I just store those “darlings” (for me, that would be snippets of ‘genius’ prose that I can’t bear to toss in the bin) in a folder. There’s an “unwritten story” waiting to accept those abandoned darlings. One day.
I have one of those folders, too. 🙂
Kill your darlings! Just don’t delete them entirely because that’s behind the scenes type stuff you can share later.
Oh no, those cut scenes/convos/whatever are never deleted entirely. They’re just moved to the Deleted Scene file where they wait in vain for me to find them a new home. Never occurred to me to share any of that stuff later on.
Yes, I’ve been doing some revising and sometimes the cutting makes me wince, though admittedly I often don’t fully delete in case that snarky exchange comes in handy somewhere else…
Congrats on Love and Other Lies!
Yes, definitely use those scenes in bonus material for your newsletter subscribers or such. I bet there’s a novella side story for later when you have nothing else to work on 😉
I’ve killed some of my darlings…and I’ve fought for others. The trick is knowing when to do which! @samanthabwriter from
Balancing Act
It is hard to cut off what you like because the fragment doesn’t fit the story. But maybe it would fit a different story? Don’t throw anything away. There is a place for everything, although that place might not be your current WIP.
I’m getting better at killing my darlings! It really helps to be able to keep them in a separate file, as if I might come back to them someday! And sometimes I actually do! Or they can be revamped and used in a different story…
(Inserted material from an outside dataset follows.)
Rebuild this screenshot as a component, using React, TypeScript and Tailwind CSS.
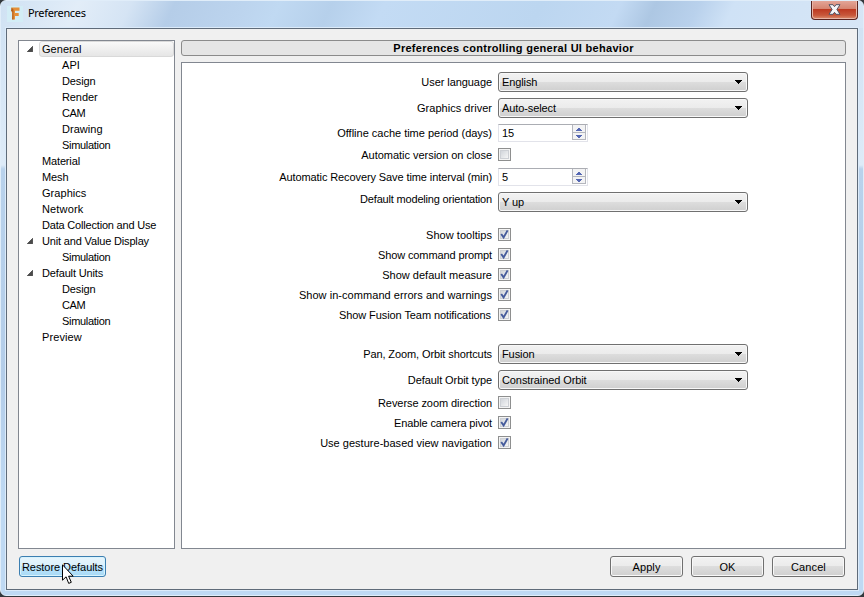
import React, { useState } from "react";

type ControlKind = "combo" | "spin" | "check";

interface SettingRow {
  label: string;
  kind: ControlKind;
  value?: string;
  checked?: boolean;
  className: string;
  labelClass: string;
}

interface TreeItem {
  label: string;
  child?: boolean;
  open?: boolean;
  tracking?: string;
}

const TREE: TreeItem[] = [
  { label: "General", open: true, tracking: "tracking-[0.05px]" },
  { label: "API", child: true, tracking: "tracking-[0.1px]" },
  { label: "Design", child: true },
  { label: "Render", child: true },
  { label: "CAM", child: true, tracking: "tracking-[-0.4px]" },
  { label: "Drawing", child: true, tracking: "tracking-[0.05px]" },
  { label: "Simulation", child: true, tracking: "tracking-[-0.3px]" },
  { label: "Material", tracking: "tracking-[-0.15px]" },
  { label: "Mesh" },
  { label: "Graphics", tracking: "tracking-[0.05px]" },
  { label: "Network", tracking: "tracking-[0.15px]" },
  { label: "Data Collection and Use", tracking: "tracking-[-0.19px]" },
  { label: "Unit and Value Display", open: true, tracking: "tracking-[-0.16px]" },
  { label: "Simulation", child: true, tracking: "tracking-[-0.3px]" },
  { label: "Default Units", open: true, tracking: "tracking-[-0.15px]" },
  { label: "Design", child: true },
  { label: "CAM", child: true, tracking: "tracking-[-0.4px]" },
  { label: "Simulation", child: true, tracking: "tracking-[-0.3px]" },
  { label: "Preview", tracking: "tracking-[0.1px]" },
];

const ROWS: SettingRow[] = [
  { label: "User language", kind: "combo", value: "English", className: "mt-[9px] h-5", labelClass: "tracking-[-0.07px]" },
  { label: "Graphics driver", kind: "combo", value: "Auto-select", className: "mt-1.5 h-5", labelClass: "tracking-[0.03px]" },
  { label: "Offline cache time period (days)", kind: "spin", value: "15", className: "mt-1.5 h-[18px]", labelClass: "tracking-[-0.01px]" },
  { label: "Automatic version on close", kind: "check", className: "mt-1.5 h-[13px]", labelClass: "pt-0.5 tracking-[-0.03px]" },
  { label: "Automatic Recovery Save time interval (min)", kind: "spin", value: "5", className: "mt-[7px] h-[18px]", labelClass: "tracking-[-0.1px]" },
  { label: "Default modeling orientation", kind: "combo", value: "Y up", className: "mt-1.5 h-5", labelClass: "pb-[5px] tracking-[-0.18px]" },
  { label: "Show tooltips", kind: "check", checked: true, className: "mt-4 h-[13px]", labelClass: "pt-0.5 tracking-[0.04px]" },
  { label: "Show command prompt", kind: "check", checked: true, className: "mt-[7px] h-[13px]", labelClass: "pt-0.5 tracking-[-0.11px]" },
  { label: "Show default measure", kind: "check", checked: true, className: "mt-[7px] h-[13px]", labelClass: "pt-0.5 tracking-[0.02px]" },
  { label: "Show in-command errors and warnings", kind: "check", checked: true, className: "mt-[7px] h-[13px]", labelClass: "pt-0.5 tracking-[0.05px]" },
  { label: "Show Fusion Team notifications", kind: "check", checked: true, className: "mt-[7px] h-[13px]", labelClass: "pt-0.5 pr-px tracking-[-0.08px]" },
  { label: "Pan, Zoom, Orbit shortcuts", kind: "combo", value: "Fusion", className: "mt-[23px] h-5", labelClass: "tracking-[-0.1px]" },
  { label: "Default Orbit type", kind: "combo", value: "Constrained Orbit", className: "mt-1.5 h-5", labelClass: "tracking-[-0.08px]" },
  { label: "Reverse zoom direction", kind: "check", className: "mt-1.5 h-[13px]", labelClass: "pt-0.5 tracking-[-0.07px]" },
  { label: "Enable camera pivot", kind: "check", checked: true, className: "mt-[7px] h-[13px]", labelClass: "pt-0.5 tracking-[-0.12px]" },
  { label: "Use gesture-based view navigation", kind: "check", checked: true, className: "mt-[7px] h-[13px]", labelClass: "pt-0.5 tracking-[0.02px]" },
];

function Combo({ value }: { value?: string }) {
  return (
    <button className="flex h-5 w-[250px] items-center justify-between rounded-[3px] border border-[#707070] bg-[linear-gradient(#f2f2f2_0%,#ebebeb_50%,#dddddd_50%,#cfcfcf_100%)] pr-[5px] pl-[3px] shadow-[inset_0_0_0_1px_#f8f8f8]">
      <span>{value}</span>
      <svg width="7" height="4" viewBox="0 0 7 4" shapeRendering="crispEdges">
        <path d="M0 0h7v1H0zM1 1h5v1H1zM2 2h3v1H2zM3 3h1v1H3z" fill="#000" />
      </svg>
    </button>
  );
}

function Spin({ value }: { value?: string }) {
  return (
    <div className="flex h-[18px] w-[90px] justify-between border border-[#e2e3ea] border-t-[#abadb3] bg-white pl-[3px]">
      <span className="leading-[17px]">{value}</span>
      <svg width="14" height="16" viewBox="0 0 14 16" shapeRendering="crispEdges" className="mr-px">
        <rect width="14" height="15" fill="#b4b6bd" />
        <rect x="1" y="0" width="12" height="7" fill="#f3f3f4" />
        <rect x="1" y="8" width="12" height="6" fill="#f3f3f4" />
        <path d="M6 3h2v1H6zM5 4h4v1H5zM4 5h6v1H4z" fill="#5467b3" />
        <path d="M4 10h6v1H4zM5 11h4v1H5zM6 12h2v1H6z" fill="#5467b3" />
      </svg>
    </div>
  );
}

function Check({ checked, onClick }: { checked: boolean; onClick: () => void }) {
  return (
    <button onClick={onClick} className="h-[13px] w-[13px]">
      <svg width="13" height="13" viewBox="0 0 13 13">
        <defs>
          <linearGradient id="well" x1="0" y1="0" x2="1" y2="1">
            <stop offset="0" stopColor="#cfd3d9" />
            <stop offset="1" stopColor="#f8f8f8" />
          </linearGradient>
        </defs>
        <rect x="0.5" y="0.5" width="12" height="12" fill="#f4f4f4" stroke="#8e8f8f" />
        <rect x="2.5" y="2.5" width="8" height="8" fill="url(#well)" stroke="#cdd0d5" />
        {checked && <path d="M3.2 6 5.6 9.4 9.6 2.4" fill="none" stroke="#465c9c" strokeWidth="1.9" />}
      </svg>
    </button>
  );
}

function DialogButton({ children }: { children: React.ReactNode }) {
  return (
    <button className="h-[21px] w-[73px] rounded-[3px] border border-[#707070] bg-[linear-gradient(#f2f2f2_0%,#ebebeb_50%,#dddddd_50%,#cfcfcf_100%)] pt-px leading-[19px] tracking-[0.1px] shadow-[inset_0_0_0_1px_#f8f8f8]">
      {children}
    </button>
  );
}

export default function App() {
  const [selected, setSelected] = useState(0);
  const [checks, setChecks] = useState(ROWS.map((r) => !!r.checked));

  const toggle = (i: number) => setChecks((prev) => prev.map((c, n) => (n === i ? !c : c)));

  return (
    <div className="h-[597px] w-[864px] overflow-hidden bg-[#33383d] font-['Liberation_Sans',Arial,sans-serif] text-[11px] tracking-[-0.1px] whitespace-nowrap text-black">
      {/* Glass frame: side borders darken below the upper quarter */}
      <div className="flex h-[596px] flex-col overflow-hidden rounded-[6px] border border-[#e0edf9] bg-[linear-gradient(#cfe1f3_0px,#deebf8_164px,#b9d2ec_168px,#b4cde9_380px,#bfd9f3_500px,#bfd9f3_100%)] px-[5px] pb-1.5">
        {/* Title bar */}
        <header className="-mx-[5px] flex h-[27px] shrink-0 justify-between bg-[linear-gradient(115deg,#cfe1f3_0%,#e2edf8_9%,#d5e4f4_15%,#b5cde8_20%,#bcd4ee_28%,#c0d9f2_32%,#b6d0eb_38%,#c3dbf4_44%,#bcd6f0_62%,#c3daf3_71%,#adc7e3_75%,#b9d1ec_80%,#cfe2f6_84%,#d7e6f6_100%)] px-[5px]">
          <div className="flex items-center gap-[5px] pb-px pl-px">
            <svg width="16" height="16" viewBox="0 0 16 16">
              <rect width="16" height="16" fill="#d3edf6" />
              <path d="M4.5 1.5H12.500v3.200H8v2.300h3.700v3H8v3.500H5.500z" fill="#e58f38" />
              <path d="M4.500 1.500 6.500 3.500V13.500H5L5.500 6 4 5z" fill="#b5621f" />
            </svg>
            <span className="pb-px font-['Noto_Sans',sans-serif] text-[11px] tracking-[-0.33px]">Preferences</span>
          </div>
          <button className="-mt-px flex h-[20px] w-[47px] items-center justify-center rounded-b-[4px] border border-t-0 border-[#5a2420] bg-[linear-gradient(#e5a99c_0%,#d5836f_48%,#bd3a22_50%,#c8573b_80%,#dc8f70_100%)] shadow-[inset_0_0_0_1px_#e9b6a8]">
            <svg width="13" height="11" viewBox="0 0 13 11">
              <path d="M1 .7h4l1.500 2 1.500-2h4L8.900 5.500l3.100 4.800H8L6.500 8.300 5 10.300H1l3.100-4.800z" fill="#f6f6f8" stroke="#535666" />
            </svg>
          </button>
        </header>

        {/* Client area */}
        <main className="flex flex-1 flex-col border border-[#5f6b79] bg-[#f0f0f0] px-[11px] pt-[11px] pb-3 shadow-[0_0_0_1px_#dcebfa]">
          <div className="flex h-[509px] gap-1.5">
            <nav className="w-[157px] border border-[#828790] bg-white">
              {TREE.map((item, i) => (
                <div key={i} onClick={() => setSelected(i)} className="flex h-4 items-center">
                  <div className="flex w-5 justify-center pl-0.5">
                    {item.open && (
                      <svg width="6" height="6" viewBox="0 0 6 6">
                        <path d="M5.700.3v5.400H.3z" fill="#4a4a4a" stroke="#262626" strokeWidth=".6" />
                      </svg>
                    )}
                  </div>
                  <div
                    className={`${item.tracking ?? ""} ${
                      i === selected
                        ? "flex h-4 flex-1 items-center rounded-[3px] border border-[#d9d9d9] bg-linear-to-b from-[#f9f9f9] to-[#e6e6e6] pl-0.5"
                        : item.child
                          ? "pl-[23px]"
                          : "pl-[3px]"
                    }`}
                  >
                    {item.label}
                  </div>
                </div>
              ))}
            </nav>

            <section className="flex w-[665px] flex-col gap-1.5">
              <h1 className="h-4 rounded-[3px] border border-[#8b8b8b] bg-[#e5e5e5] text-center leading-[15px] font-bold tracking-[0.29px]">
                Preferences controlling general UI behavior
              </h1>
              <div className="flex-1 border border-[#828790] bg-white">
                {ROWS.map((row, i) => (
                  <div key={row.label} className={`flex items-center gap-1.5 ${row.className}`}>
                    <label className={`w-[310px] text-right ${row.labelClass}`}>{row.label}</label>
                    {row.kind === "combo" && <Combo value={row.value} />}
                    {row.kind === "spin" && <Spin value={row.value} />}
                    {row.kind === "check" && <Check checked={checks[i]} onClick={() => toggle(i)} />}
                  </div>
                ))}
              </div>
            </section>
          </div>

          {/* Footer buttons */}
          <footer className="mt-[7px] flex justify-between pr-px pl-px">
            <button className="relative h-[21px] w-[87px] rounded-[3px] border border-[#3c7fb1] bg-[linear-gradient(#e8f5fc_0%,#d9f0fc_50%,#bee6fd_50%,#a7d9f5_100%)] pt-px leading-[19px] tracking-[-0.05px] shadow-[inset_0_0_0_1px_#d8f3fd]">
              Restore Defaults
              {/* Mouse pointer resting on the button */}
              <svg width="12" height="21" viewBox="0 0 12 21" className="absolute top-[7px] left-[42px]">
                <path d="M.5.8v15.400l3.600-3.400 2.600 6.600 2.600-1.100-2.700-6.100h4.600z" fill="#fff" stroke="#000" />
              </svg>
            </button>
            <div className="flex gap-2">
              <DialogButton>Apply</DialogButton>
              <DialogButton>OK</DialogButton>
              <DialogButton>Cancel</DialogButton>
            </div>
          </footer>
        </main>
      </div>
    </div>
  );
}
Congratulations on publishing your novel Good for you for doing it. I know all through the rewriting process you were worried, but you did a great job, M.J. So proud of you I’m getting better at killing my darlings, but its hard when they beg me to stay. I’m such a sucker. Goodluck with book 3.
I’ve lost count of all the times I’ve has to kill my darlings over the years, haha. Definitely a painful, but necessary process. (Writing would be so much easier if characters would stop doing that whole out-stubborning thing, pffft.) Good luck doing what’s best for this story!